Les historien.nes : êtres charismatiques mais aussi sensibles ?

Malgré la crise qui frappe la presse et l’édition scientifique, des projets continuent de voir le jour et ouvrent de nouveaux espaces de publication. C’est le cas tout récemment de Mémoires En Jeu, revue pluridisciplinaire et transnationale dédiée aux enjeux de mémoire, mais également de Sensibilités. Histoire, critique & Sciences sociales publiée par les éditions Anamosa. Placée sous les bons auspices d’un comité scientifique particulièrement prestigieux – on y compte notamment Stéphane Audoin-Rouzeau, Patrick Boucheron, Bruno Cabanes, Alain Corbin, Pierre Laborie ou encore Bernard Lahire – cette revue entend explorer le registre des émotions.

Une maquette particulièrement séduisante.

Mais avant de présenter plus amplement ce premier numéro, consacré au charisme, il nous faut dire quelques mots de sa réalité physique. Car la première émotion qui s’empare de celui ou celle qui rencontre Sensibilités. Histoire, critique & Sciences sociales est faite d’intérêt, de curiosité et, pour tout dire, d’admiration pour un objet qui est – on nous excusera ce jugement de valeur aussi abrupte que suranné – beau. Epais et soyeux, le papier est particulièrement agréable tout en dégageant une odeur qui ne s’oublie pas. Furieusement inventive, la maquette est à la fois claire et moderne, créant une publication résolument hybride, entre revue scientifique traditionnelle et magazine haut de gamme, le tout parsemé d’un zeste d’influence fanzine, comme une réminiscence d’une certaine culture underground.

Bref, cette revue est physiquement charismatique et en impose d’emblée à qui l’ouvre. Peut-être est-ce d’ailleurs pour cela que le comité de rédaction de Sensibilités. Histoire, critique & Sciences sociales – Quentin Deluermoz, Christophe Granger, Hervé Mazurel et Clémentine Vidal-Naquet – a décidé de s’attaquer pour ce premier numéro à cette notion de charisme, tant étudiée par Max Weber ? Toujours est-il que le résultat permet de disposer d’un précieux état de l’art, entre enjeux théoriques – une attention toute particulière doit être ici accordée à l’article d’Isabelle Kalinowski sur les perspectives weberiennes et bourdieusiennes du charisme – et analyses pratiques.
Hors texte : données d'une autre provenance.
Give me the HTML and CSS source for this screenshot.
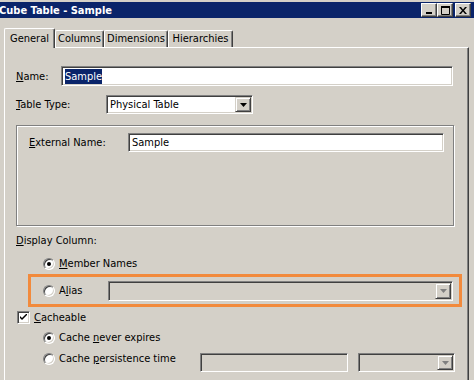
FILE: index.html
```html
<!DOCTYPE html>
<html>
	<head>
		<link rel="stylesheet" href="styles.css">
	</head>
	<body>
		<div class="window">
			<div class="titlebar">
				<span class="title">Cube Table - Sample</span>
				<div class="caption">
					<span class="cbtn">
						<svg width="8" height="8" viewBox="0 0 8 8"><rect x="1" y="6" width="6" height="2" fill="#000"/></svg>
					</span>
					<span class="cbtn">
						<svg width="9" height="9" viewBox="0 0 9 9"><path d="M0.5 1.5h8v7h-8z" fill="none" stroke="#000"/><rect x="0" y="0" width="9" height="2" fill="#000"/></svg>
					</span>
					<span class="cbtn close">
						<svg width="8" height="7" viewBox="0 0 8 7"><path d="M0 0h2l2 2.5 2-2.5h2l-3 3.5 3 3.5h-2l-2-2.5-2 2.5h-2l3-3.5z" fill="#000"/></svg>
					</span>
				</div>
			</div>

			<div class="tabs">
				<span class="tab active">General</span>
				<span class="tab tab-columns">Columns</span>
				<span class="tab tab-dims">Dimensions</span>
				<span class="tab tab-hier">Hierarchies</span>
			</div>

			<div class="panel">
				<div class="row name-row">
					<span class="lbl lbl-name"><u>N</u>ame:</span>
					<div class="field name-field"><span class="field-text"><span class="sel">Sample</span></span></div>
				</div>

				<div class="row type-row">
					<span class="lbl lbl-type"><u>T</u>able Type:</span>
					<div class="field type-field">
						<span class="field-text">Physical Table</span>
						<span class="drop-btn"><svg width="7" height="4" viewBox="0 0 7 4"><path d="M0 0h7l-3.5 4z" fill="#000"/></svg></span>
					</div>
				</div>

				<div class="groupbox">
					<div class="row ext-row">
						<span class="lbl lbl-ext"><u>E</u>xternal Name:</span>
						<div class="field ext-field"><span class="field-text">Sample</span></div>
					</div>
				</div>

				<div class="section-lbl"><u>D</u>isplay Column:</div>

				<div class="option member-row">
					<span class="radio checked"></span>
					<span class="opt-text"><u>M</u>ember Names</span>
				</div>

				<div class="highlight">
					<div class="option alias-row">
						<span class="radio"></span>
						<span class="opt-text alias-text">A<u>l</u>ias</span>
						<div class="field disabled alias-field">
							<span class="drop-btn"><svg width="7" height="4" viewBox="0 0 7 4"><path d="M0 0h7l-3.5 4z" fill="#808080"/></svg></span>
						</div>
					</div>
				</div>

				<div class="option cache-row">
					<span class="checkbox">
						<svg width="7" height="7" viewBox="0 0 7 7"><path d="M0 2l2 2 5-5v2l-5 5-2-2z" fill="#000"/></svg>
					</span>
					<span class="opt-text"><u>C</u>acheable</span>
				</div>

				<div class="option never-row">
					<span class="radio checked"></span>
					<span class="opt-text">Cache <u>n</u>ever expires</span>
				</div>

				<div class="option persist-row">
					<span class="radio"></span>
					<span class="opt-text persist-text">Cache <u>p</u>ersistence time</span>
					<div class="field disabled persist-field"></div>
					<div class="field disabled unit-field">
						<span class="drop-btn"><svg width="7" height="4" viewBox="0 0 7 4"><path d="M0 0h7l-3.5 4z" fill="#808080"/></svg></span>
					</div>
				</div>
			</div>
		</div>
	</body>
</html>
```

FILE: styles.css
```css
body {
	margin: 0;
	background-color: #d4d0c8;
	font-family: "DejaVu Sans Condensed", "DejaVu Sans", sans-serif;
	font-stretch: condensed;
	font-size: 11px;
	color: #000;
	overflow: hidden;
}

u {
	text-decoration-thickness: 1px;
	text-underline-offset: 1px;
}

.window {
	padding-top: 2px;
	height: 378px;
}

/* title bar */
.titlebar {
	display: flex;
	align-items: center;
	height: 16px;
	background-color: #0a246a;
	padding-right: 3px;
}

.title {
	margin-left: -1px;
	color: #fff;
	font-weight: bold;
	font-size: 11px;
}

.caption {
	display: flex;
	margin-left: auto;
}

.cbtn {
	box-sizing: border-box;
	display: flex;
	align-items: center;
	justify-content: center;
	width: 16px;
	height: 14px;
	background: #d4d0c8;
	border: 1px solid;
	border-color: #fff #404040 #404040 #fff;
	box-shadow: inset -1px -1px 0 #808080;
}

.cbtn.close {
	margin-left: 2px;
}

/* tabs */
.tabs {
	display: flex;
	align-items: flex-end;
	margin-top: 10px;
	margin-left: 4px;
	height: 19px;
	position: relative;
	z-index: 1;
}

.tab {
	box-sizing: border-box;
	height: 17px;
	line-height: 15px;
	text-align: center;
	white-space: nowrap;
	background: #d4d0c8;
	border-top: 1px solid #fff;
	border-left: 1px solid #fff;
	border-right: 1px solid #404040;
	box-shadow: inset -1px 0 0 #808080;
	border-radius: 2px 2px 0 0;
}

.tab.active {
	width: 51px;
	height: 20px;
	margin-bottom: -1px;
	line-height: 19px;
}

.tab-columns {
	width: 49px;
}

.tab-dims {
	width: 64px;
}

.tab-hier {
	width: 65px;
}

/* panel */
.panel {
	box-sizing: border-box;
	width: 465px;
	height: 340px;
	margin-left: 4px;
	padding: 18px 0 0 11px;
	border-top: 1px solid #fff;
	border-left: 1px solid #fff;
	border-right: 1px solid #404040;
	box-shadow: inset -1px 0 0 #808080;
}

.row {
	display: flex;
	align-items: center;
}

.lbl {
	flex: none;
}

.name-row {
	height: 20px;
}

.lbl-name {
	width: 45px;
}

.type-row {
	height: 19px;
	margin-top: 9px;
}

.lbl-type {
	width: 90px;
}

/* sunken fields */
.field {
	box-sizing: border-box;
	display: flex;
	align-items: center;
	padding: 1px;
	background: #fff;
	border: 1px solid;
	border-color: #808080 #fff #fff #808080;
	box-shadow: inset 1px 1px 0 #404040, inset -1px -1px 0 #d4d0c8;
}

.field.disabled {
	background: #d4d0c8;
}

.field-text {
	padding-left: 2px;
	white-space: nowrap;
}

.sel {
	background: #0a246a;
	color: #fff;
	padding: 1px 0;
}

.drop-btn {
	box-sizing: border-box;
	display: flex;
	align-items: center;
	justify-content: center;
	width: 16px;
	align-self: stretch;
	margin-left: auto;
	background: #d4d0c8;
	border: 1px solid;
	border-color: #d4d0c8 #404040 #404040 #d4d0c8;
	box-shadow: inset 1px 1px 0 #fff, inset -1px -1px 0 #808080;
}

.name-field {
	width: 392px;
	height: 20px;
}

.type-field {
	width: 147px;
	height: 19px;
}

/* group box */
.groupbox {
	box-sizing: border-box;
	width: 438px;
	height: 101px;
	margin-top: 11px;
	padding: 7px 0 0 12px;
	border: 1px solid #808080;
	box-shadow: 1px 1px 0 #fff, inset 1px 1px 0 #fff;
}

.ext-row {
	height: 19px;
}

.lbl-ext {
	width: 99px;
}

.ext-field {
	width: 316px;
	height: 19px;
}

.section-lbl {
	margin-top: 8px;
	line-height: 14px;
}

/* options */
.option {
	display: flex;
	align-items: center;
	line-height: 14px;
}

.opt-text {
	margin-left: 4px;
	white-space: nowrap;
}

.radio {
	box-sizing: border-box;
	position: relative;
	flex: none;
	width: 12px;
	height: 12px;
	border-radius: 50%;
	background: #fff;
	border: 1px solid;
	border-color: #808080 #fff #fff #808080;
	box-shadow: inset 1px 1px 0 #404040, inset -1px -1px 0 #d4d0c8;
}

.radio.checked::after {
	content: "";
	position: absolute;
	left: 3px;
	top: 3px;
	width: 4px;
	height: 4px;
	border-radius: 50%;
	background: #000;
}

.member-row {
	height: 14px;
	margin-top: 9px;
	margin-left: 27px;
}

.highlight {
	box-sizing: border-box;
	width: 434px;
	height: 33px;
	margin-top: 3px;
	margin-left: 12px;
	padding: 4px 0 0 12px;
	border: 3px solid #f28a3c;
}

.alias-row {
	height: 20px;
}

.alias-text {
	width: 49px;
}

.alias-field {
	width: 345px;
	height: 20px;
}

.checkbox {
	box-sizing: border-box;
	display: flex;
	align-items: center;
	justify-content: center;
	flex: none;
	width: 13px;
	height: 13px;
	background: #fff;
	border: 1px solid;
	border-color: #808080 #fff #fff #808080;
	box-shadow: inset 1px 1px 0 #404040, inset -1px -1px 0 #d4d0c8;
}

.cache-row {
	height: 13px;
	margin-top: 4px;
	margin-left: 1px;
}

.never-row {
	height: 14px;
	margin-top: 7px;
	margin-left: 27px;
}

.persist-row {
	align-items: flex-start;
	margin-top: 7px;
	margin-left: 27px;
}

.persist-row .radio {
	margin-top: 1px;
}

.persist-text {
	width: 141px;
}

.persist-field {
	width: 148px;
	height: 19px;
	margin-top: 1px;
}

.unit-field {
	width: 97px;
	height: 19px;
	margin-top: 1px;
	margin-left: 10px;
}
```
Le résultat est donc à l’image de cette revue qui entend « se tenir à la croisée des savoirs », entre productions purement théoriques et enquêtes de terrain. La démarche pluridisciplinaire est ici parfaitement bien maîtrisée – ce qui, avouons-le, n’est pas toujours le cas – et on se prend avec plaisir à découvrir ces divers articles sans se soucier de savoir s’ils émanent d’historien.n,es, de sociologues ou de tout autre chercheur.e en sciences sociales.

Mais là n’est sans doute pas le plus intéressant, et le plus prometteur, de cette revue qui, gageons-le, trouvera très rapidement sa place dans le paysage éditorial. Sensibilités. Histoire, critique & Sciences sociales abrite en effet une rubrique intitulée « Comment ça s’écrit ? » qui, comme une subtile mise en abîme, donne la parole à un « écrivain » pour qu’il explique sa méthode de travail. Dans ce premier numéro, c’est l’immense historienne Arlette Farge qui se livre et on ne dira pas assez combien cet exercice est salutaire. En effet, à l’heure où la mémoire s’oppose si fréquemment aux acquis de la science historique et où les historiens sont perçus comme des animaux à sang particulièrement froid, pour ne pas dire gelé, incapables de captiver leur public, déshumanisant le passé à force de concepts et de notes de bas de page, cette rubrique montre combien le travail intellectuel, malgré les rigueurs méthodologiques, est aussi affaire de sensibilités. Un rappel qui témoigne d’une ironie mordante lorsqu’on veut bien avoir en tête le magistère moral, pour ne pas dire charismatique, que confère l’étiquette universitaire.